An Introduction and Motivation for choosing CART:

Two of the very basic ideas behind any algorithm used for predictive analysis are : –

  1. prediction on the basis of regression and
  2. prediction on the basis of classification.

However, both are equally important concepts of data science. Having said that, there are several dissimilarities between the two concepts also.
In case of regression, as we all know the predicted outcome is a numeric variable and that too continuous.
For a classification task, the predicted outcome is not numeric at all and represents categorical classes or factors i.e. the outcome variable in such a task has to be assuming limited number of values which may be binary in nature (dichotomous) or multinomial (having more than 2 classes).
We in our analysis are motivated to work only on the ‘classification’ scheme of tasks from a predictive analysis domain keeping our focus not on regression trees but only on classification trees, as the name suggests ‘Classification and Regression Trees’.
Now coming to the point of Classification Trees, we see that a lot of decision sciences are involved in such classification tasks. Decisions need to be taken on the procedure of classification of the outcome variable when we go for predicting.
These decisions are not certainly human made decisions in such cases. We as the students trying to do some analysis can merely set the parameters of the decision criteria and nothing else after that. The entire process of decision making while doing the classification task is done by machine learning algorithms like ‘Decision Trees’ and ‘Random Forest’.
The name ‘tree’ used here is quite analogous to the tree that we are familiar with in ‘Game Theory’. These are a combinations of ‘Decision Nodes’ and ‘Sub-Nodes’ which are subsequently linked to one another in a logical manner.
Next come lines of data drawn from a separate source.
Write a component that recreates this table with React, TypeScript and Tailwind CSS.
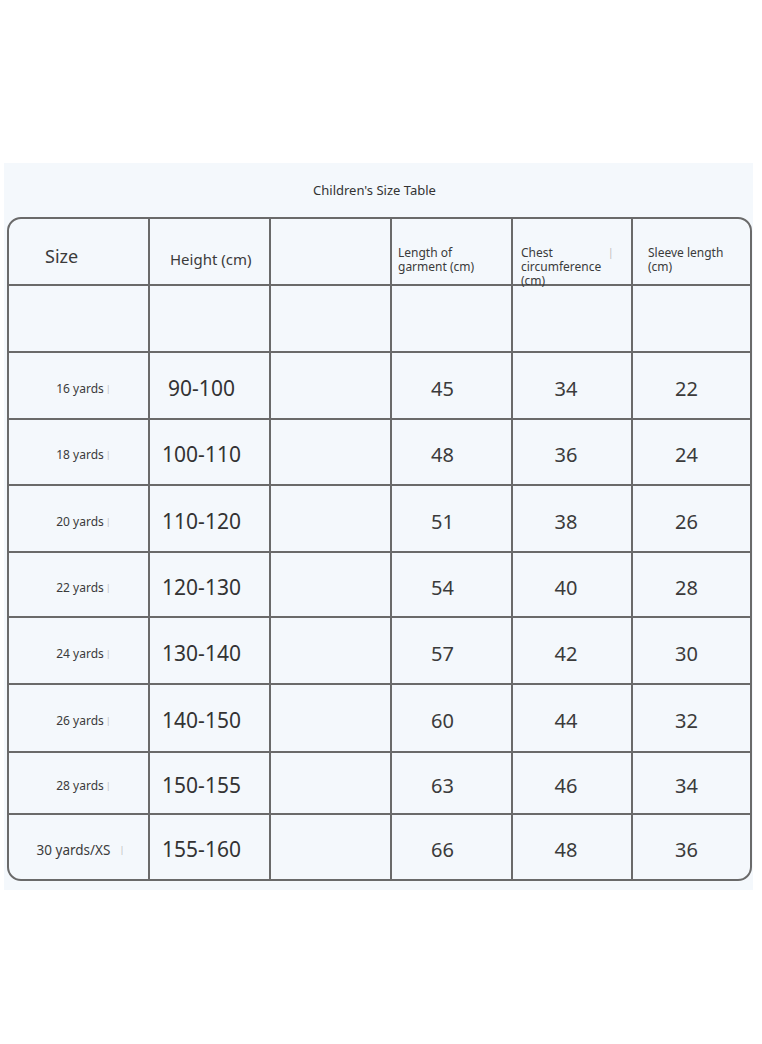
import React from "react";

const rows = [
  { size: "16 yards", height: "90-100", len: "45", chest: "34", sleeve: "22", h: "h-[67px]" },
  { size: "18 yards", height: "100-110", len: "48", chest: "36", sleeve: "24", h: "h-[66px]" },
  { size: "20 yards", height: "110-120", len: "51", chest: "38", sleeve: "26", h: "h-[67px]" },
  { size: "22 yards", height: "120-130", len: "54", chest: "40", sleeve: "28", h: "h-[65px]" },
  { size: "24 yards", height: "130-140", len: "57", chest: "42", sleeve: "30", h: "h-[67px]" },
  { size: "26 yards", height: "140-150", len: "60", chest: "44", sleeve: "32", h: "h-[68px]" },
  { size: "28 yards", height: "150-155", len: "63", chest: "46", sleeve: "34", h: "h-[62px]" },
  { size: "30 yards/XS", height: "155-160", len: "66", chest: "48", sleeve: "36", h: "h-[64px]" },
];

const cols = ["w-[141px]", "w-[121px]", "w-[121px]", "w-[121px]", "w-[120px]", "flex-1"];

export default function App() {
  return (
    <div className="min-h-[1044px] w-[762px] bg-white pt-[163px] font-['Noto_Sans',sans-serif] text-[#3b3b3b]">
      <div className="ml-[4px] w-[749px] bg-[#f4f8fc] pb-[9px]">
        <div className="flex h-[54px] items-center justify-center pr-[8px] pt-[2px] text-[13px] text-[#333]">
          Children's Size Table
        </div>
        <div className="ml-[3px] w-[745px] overflow-hidden rounded-[14px] border-2 border-[#6a6a6a]">
          {/* header */}
          <div className="flex h-[67px] border-b-2 border-[#6a6a6a]">
            <div className={`${cols[0]} flex items-center border-r-2 border-[#6a6a6a] pl-[36px] pt-[10px] text-[18px]`}>Size</div>
            <div className={`${cols[1]} flex items-center border-r-2 border-[#6a6a6a] pl-[20px] pt-[16px] text-[15px]`}>Height (cm)</div>
            <div className={`${cols[2]} border-r-2 border-[#6a6a6a]`} />
            <div className={`${cols[3]} border-r-2 border-[#6a6a6a] pl-[6px] pt-[27px] text-[12px] leading-[14px]`}>
              Length of
              <br />
              garment (cm)
            </div>
            <div className={`${cols[4]} relative border-r-2 border-[#6a6a6a] pl-[8px] pt-[27px] text-[12px] leading-[14px]`}>
              Chest
              <br />
              circumference
              <br />
              (cm)
              <span className="absolute left-[95px] top-[26px] text-[10px] text-[#bbb]">|</span>
            </div>
            <div className={`${cols[5]} pl-[15px] pt-[27px] text-[12px] leading-[14px]`}>
              Sleeve length
              <br />
              (cm)
            </div>
          </div>
          {/* empty row */}
          <div className="flex h-[67px] border-b-2 border-[#6a6a6a]">
            {cols.map((c, i) => (
              <div key={i} className={`${c} ${i < 5 ? "border-r-2 border-[#6a6a6a]" : ""}`} />
            ))}
          </div>
          {rows.map((r, i) => (
            <div key={r.size} className={`flex ${r.h} ${i < rows.length - 1 ? "border-b-2 border-[#6a6a6a]" : ""}`}>
              <div className={`${cols[0]} flex items-center justify-center border-r-2 border-[#6a6a6a] pt-[6px] ${i === 7 ? "pl-[4px] text-[13.5px]" : "pl-[10px] text-[12px]"}`}>
                {r.size}
                <span className={`${i === 7 ? "ml-[9px]" : "ml-[2px]"} text-[9px] text-[#bdbdbd]`}>|</span>
              </div>
              <div className={`${cols[1]} flex items-center justify-center border-r-2 border-[#6a6a6a] pr-[16px] pt-[6px] text-[21px] text-[#333]`}>
                {r.height}
              </div>
              <div className={`${cols[2]} border-r-2 border-[#6a6a6a]`} />
              <div className={`${cols[3]} flex items-center justify-center border-r-2 border-[#6a6a6a] pr-[18px] pt-[6px] text-[20px]`}>
                {r.len}
              </div>
              <div className={`${cols[4]} flex items-center justify-center border-r-2 border-[#6a6a6a] pr-[12px] pt-[6px] text-[20px]`}>
                {r.chest}
              </div>
              <div className={`${cols[5]} flex items-center justify-center pr-[10px] pt-[6px] text-[20px]`}>{r.sleeve}</div>
            </div>
          ))}
        </div>
      </div>
    </div>
  );
}
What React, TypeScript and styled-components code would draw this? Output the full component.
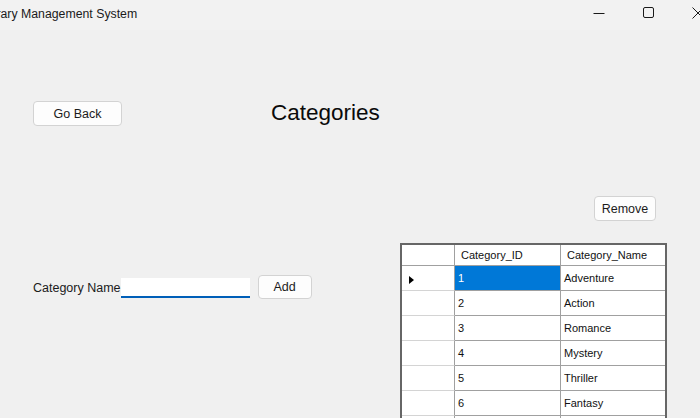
import React from "react";
import styled, { createGlobalStyle } from "styled-components";

const GlobalStyle = createGlobalStyle`
  html, body {
    margin: 0;
    padding: 0;
    background: #f0f0f0;
  }
  body {
    font-family: "Liberation Sans", Arial, sans-serif;
    color: #000;
  }
  * { box-sizing: border-box; }
`;

const Window = styled.div`
  width: 700px;
  height: 418px;
  overflow: hidden;
  background: #f0f0f0;
  display: flex;
  flex-direction: column;
`;

const TitleBar = styled.div`
  height: 30px;
  flex: 0 0 30px;
  display: flex;
  align-items: center;
  background: #f2f2f2;
  overflow: hidden;
`;

const TitleText = styled.div`
  margin-left: -20px;
  margin-top: -2px;
  font-size: 12.3px;
  color: #1a1a1a;
  white-space: nowrap;
  flex: 1;
`;

const Controls = styled.div`
  display: flex;
  margin-right: -22px;
  height: 30px;
`;

const ControlBox = styled.div`
  width: 48px;
  height: 30px;
  display: flex;
  align-items: center;
  justify-content: center;
  margin-top: -2px;
`;

const Body = styled.div`
  flex: 1;
  display: flex;
  flex-direction: column;
  padding: 71px 0 0 33px;
`;

const HeaderRow = styled.div`
  display: flex;
  align-items: center;
  gap: 149px;
`;

const Button = styled.button<{ $w: number; $h: number }>`
  width: ${(p) => p.$w}px;
  height: ${(p) => p.$h}px;
  padding: 0;
  background: #fdfdfd;
  border: 1px solid #d3d3d3;
  border-radius: 4px;
  font-family: "Liberation Sans", Arial, sans-serif;
  font-size: 12.5px;
  color: #1b1b1b;
  flex: 0 0 auto;
`;

const Title = styled.h1`
  margin: 0;
  font-size: 22.5px;
  font-weight: normal;
  color: #0a0a0a;
  line-height: 1;
`;

const ActionRow = styled.div`
  margin-top: 70px;
  display: flex;
  justify-content: flex-end;
  padding-right: 44px;
`;

const Workspace = styled.div`
  margin-top: 22px;
  display: flex;
  align-items: flex-start;
  padding-right: 33px;
`;

const EntryForm = styled.div`
  margin-top: 32px;
  display: flex;
  align-items: center;
`;

const FieldLabel = styled.label`
  font-size: 12.5px;
  color: #1b1b1b;
  white-space: nowrap;
  margin-top: 2px;
`;

const NameInput = styled.input`
  width: 129px;
  height: 20px;
  margin-top: 1px;
  border: none;
  border-bottom: 2px solid #005fb8;
  background: #fff;
  outline: none;
  font-family: "Liberation Sans", Arial, sans-serif;
  font-size: 12px;
  margin-right: 8px;
`;

const GridFrame = styled.div`
  margin-left: auto;
  width: 267px;
  border: 2px solid #666;
  border-bottom: none;
  background: #ababab;
`;

const Table = styled.table`
  width: 263px;
  border-collapse: separate;
  border-spacing: 0;
  table-layout: fixed;
  font-size: 11px;
`;

const HeadCell = styled.th<{ $w: number; $last?: boolean }>`
  width: ${(p) => p.$w}px;
  height: 21px;
  padding: 0 0 0 6px;
  text-align: left;
  font-weight: normal;
  background: #fff;
  color: #111;
  border-bottom: 1px solid #a0a0a0;
  border-right: ${(p) => (p.$last ? "none" : "1px solid #a0a0a0")};
  white-space: nowrap;
`;

const RowHead = styled.th`
  height: 25px;
  padding: 0 0 0 7px;
  text-align: left;
  background: #fff;
  border-bottom: 1px solid #d4d4d4;
  border-right: 1px solid #a0a0a0;
`;

const Cell = styled.td<{ $selected?: boolean; $last?: boolean }>`
  height: 25px;
  padding: 0 0 0 3px;
  background: ${(p) => (p.$selected ? "#0078d7" : "#fff")};
  color: ${(p) => (p.$selected ? "#fff" : "#111")};
  border-bottom: 1px solid #a0a0a0;
  border-right: ${(p) => (p.$last ? "none" : "1px solid #a0a0a0")};
  white-space: nowrap;
`;

const Pointer = styled.span`
  display: inline-block;
  width: 0;
  height: 0;
  border-top: 4px solid transparent;
  border-bottom: 4px solid transparent;
  border-left: 5px solid #000;
  vertical-align: middle;
  margin-top: 2px;
`;

const rows: { id: string; name: string }[] = [
  { id: "1", name: "Adventure" },
  { id: "2", name: "Action" },
  { id: "3", name: "Romance" },
  { id: "4", name: "Mystery" },
  { id: "5", name: "Thriller" },
  { id: "6", name: "Fantasy" },
  { id: "", name: "" },
];

export default function App() {
  return (
    <>
      <GlobalStyle />
      <Window>
        <TitleBar>
          <TitleText>Library Management System</TitleText>
          <Controls>
            <ControlBox>
              <svg width="12" height="12" viewBox="0 0 12 12" style={{ marginLeft: -6 }}>
                <line x1="0.5" y1="6.5" x2="11.5" y2="6.5" stroke="#1a1a1a" strokeWidth="1" />
              </svg>
            </ControlBox>
            <ControlBox>
              <svg width="12" height="12" viewBox="0 0 12 12" style={{ marginLeft: -2 }}>
                <rect x="0.5" y="0.5" width="10" height="10" rx="1.5" fill="none" stroke="#1a1a1a" strokeWidth="1" />
              </svg>
            </ControlBox>
            <ControlBox>
              <svg width="12" height="12" viewBox="0 0 12 12">
                <path d="M0.5 0.5 L11.5 11.5 M11.5 0.5 L0.5 11.5" stroke="#1a1a1a" strokeWidth="1" />
              </svg>
            </ControlBox>
          </Controls>
        </TitleBar>
        <Body>
          <HeaderRow>
            <Button $w={89} $h={25}>Go Back</Button>
            <Title>Categories</Title>
          </HeaderRow>
          <ActionRow>
            <Button $w={62} $h={25}>Remove</Button>
          </ActionRow>
          <Workspace>
            <EntryForm>
              <FieldLabel htmlFor="catname">Category Name</FieldLabel>
              <NameInput id="catname" />
              <Button $w={54} $h={24}>Add</Button>
            </EntryForm>
            <GridFrame>
              <Table>
                <thead>
                  <tr>
                    <HeadCell $w={53} />
                    <HeadCell $w={106}>Category_ID</HeadCell>
                    <HeadCell $w={104} $last>Category_Name</HeadCell>
                  </tr>
                </thead>
                <tbody>
                  {rows.map((r, i) => (
                    <tr key={i}>
                      <RowHead>{i === 0 ? <Pointer /> : null}</RowHead>
                      <Cell $selected={i === 0}>{r.id}</Cell>
                      <Cell $last>{r.name}</Cell>
                    </tr>
                  ))}
                </tbody>
              </Table>
            </GridFrame>
          </Workspace>
        </Body>
      </Window>
    </>
  );
}
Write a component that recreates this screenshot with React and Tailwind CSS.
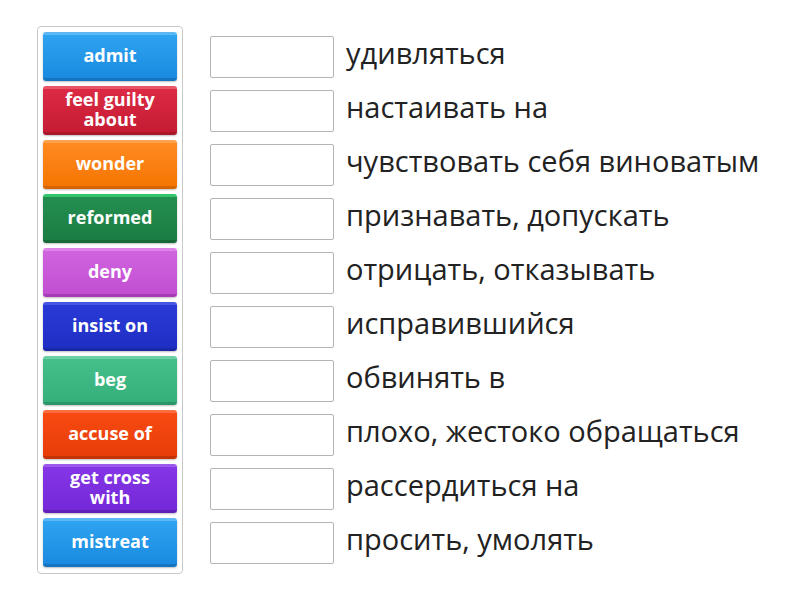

On the basis of the results obtained at each node criteria, the algorithm itself chooses to operate and implement those criteria and takes decision regarding which rows of the data set satisfy each condition generated at each node and then segregate those rows on its own decision criteria.
This entire thing is a self learnt process for the machine (computer software here). The machine learns from its past decision on each rows of the Training sample and implements the same learnt knowledge later on the Testing sample to give us an idea of its accuracy of self learning.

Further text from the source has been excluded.